Crown-Horned Snorkack wrote:
> On 1 apr, 05:35, Erik Max Francis <m...@[EMAIL PROTECTED]
> wrote:
>> However, since extremal black holes require charge and mass ratios that
>> are perfectly balanced (and enormous), they are unstable,
>
> Towards what?
Towards being non-extremal?
>> I do not believe you can make a non-extremal Reissner-Nordström into an
>> extreme one by adding charge, though I might be mixing that up with
Kerr
>> black holes and adding angular momentum. (I think they're all part of
>> the same case with Kerr-Newman holes, though.)
>
> But technically, you could asymptotically approach an extremal hole,
> right?
It's unclear what "technically" you're going for here.

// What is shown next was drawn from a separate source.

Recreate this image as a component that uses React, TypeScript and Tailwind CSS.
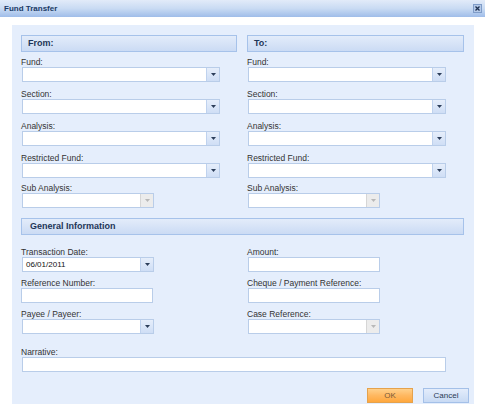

Extremal holes
do not have a horizon. Non-extremal holes do have a horizon. If you
want to view that asymptotically, I suppose you're welcome to, but it
still means that all real Reissner-Nordström holes have an event horizon.
> The properties of 1 solar mass Schwarzschild black hole are well
> known. Its Schwarz****ld radius is 1,48 km. And its gravitational
> field, at larger distances, is indistinguishable from the field of an
> extended object of the same mass.
>
> What is the charge of an 1 solar mass extremal Nordström black hole?
> What would be the electiric field strength at 1 a. u.?
1.719 x 10^20 C, which is an awful lot (1 C is already a huge charge
unit in human terms). At 1 au, that would result in an electric field
strength of 68.7 MN/C.
--
Erik Max Francis && max@[EMAIL PROTECTED]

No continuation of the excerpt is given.